## GIVEN ENTRIES
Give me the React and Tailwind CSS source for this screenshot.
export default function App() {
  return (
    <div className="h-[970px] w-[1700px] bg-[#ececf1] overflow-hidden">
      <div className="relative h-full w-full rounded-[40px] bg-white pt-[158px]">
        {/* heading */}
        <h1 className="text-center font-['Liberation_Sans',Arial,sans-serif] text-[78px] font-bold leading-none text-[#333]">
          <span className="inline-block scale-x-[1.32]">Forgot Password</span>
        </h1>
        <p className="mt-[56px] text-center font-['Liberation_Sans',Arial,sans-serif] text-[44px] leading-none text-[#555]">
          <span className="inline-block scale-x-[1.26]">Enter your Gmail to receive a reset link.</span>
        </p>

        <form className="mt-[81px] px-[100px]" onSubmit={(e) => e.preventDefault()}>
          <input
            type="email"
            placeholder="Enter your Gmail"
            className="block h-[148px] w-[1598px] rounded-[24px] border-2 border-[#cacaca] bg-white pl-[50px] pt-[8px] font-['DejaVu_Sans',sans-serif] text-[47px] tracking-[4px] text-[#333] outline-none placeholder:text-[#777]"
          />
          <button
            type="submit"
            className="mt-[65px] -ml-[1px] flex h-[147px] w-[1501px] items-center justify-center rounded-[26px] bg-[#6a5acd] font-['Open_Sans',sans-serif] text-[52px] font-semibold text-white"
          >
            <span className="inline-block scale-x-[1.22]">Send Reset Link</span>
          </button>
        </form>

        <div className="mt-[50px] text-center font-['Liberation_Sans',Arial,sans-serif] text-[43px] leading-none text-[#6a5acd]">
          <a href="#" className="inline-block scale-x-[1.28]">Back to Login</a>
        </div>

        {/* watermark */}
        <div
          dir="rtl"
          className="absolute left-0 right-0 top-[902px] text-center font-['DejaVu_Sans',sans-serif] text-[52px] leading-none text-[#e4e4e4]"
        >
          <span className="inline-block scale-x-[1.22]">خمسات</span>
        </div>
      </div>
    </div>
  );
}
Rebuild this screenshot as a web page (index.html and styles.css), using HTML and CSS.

## WORK TO BE COMPLETED
Please set down the whole listing above without altering a single line.

## THE ANSWER
Give me the React and Tailwind CSS source for this screenshot.
export default function App() {
  return (
    <div className="h-[970px] w-[1700px] bg-[#ececf1] overflow-hidden">
      <div className="relative h-full w-full rounded-[40px] bg-white pt-[158px]">
        {/* heading */}
        <h1 className="text-center font-['Liberation_Sans',Arial,sans-serif] text-[78px] font-bold leading-none text-[#333]">
          <span className="inline-block scale-x-[1.32]">Forgot Password</span>
        </h1>
        <p className="mt-[56px] text-center font-['Liberation_Sans',Arial,sans-serif] text-[44px] leading-none text-[#555]">
          <span className="inline-block scale-x-[1.26]">Enter your Gmail to receive a reset link.</span>
        </p>

        <form className="mt-[81px] px-[100px]" onSubmit={(e) => e.preventDefault()}>
          <input
            type="email"
            placeholder="Enter your Gmail"
            className="block h-[148px] w-[1598px] rounded-[24px] border-2 border-[#cacaca] bg-white pl-[50px] pt-[8px] font-['DejaVu_Sans',sans-serif] text-[47px] tracking-[4px] text-[#333] outline-none placeholder:text-[#777]"
          />
          <button
            type="submit"
            className="mt-[65px] -ml-[1px] flex h-[147px] w-[1501px] items-center justify-center rounded-[26px] bg-[#6a5acd] font-['Open_Sans',sans-serif] text-[52px] font-semibold text-white"
          >
            <span className="inline-block scale-x-[1.22]">Send Reset Link</span>
          </button>
        </form>

        <div className="mt-[50px] text-center font-['Liberation_Sans',Arial,sans-serif] text-[43px] leading-none text-[#6a5acd]">
          <a href="#" className="inline-block scale-x-[1.28]">Back to Login</a>
        </div>

        {/* watermark */}
        <div
          dir="rtl"
          className="absolute left-0 right-0 top-[902px] text-center font-['DejaVu_Sans',sans-serif] text-[52px] leading-none text-[#e4e4e4]"
        >
          <span className="inline-block scale-x-[1.22]">خمسات</span>
        </div>
      </div>
    </div>
  );
}
Rebuild this screenshot as a web page (index.html and styles.css), using HTML and CSS.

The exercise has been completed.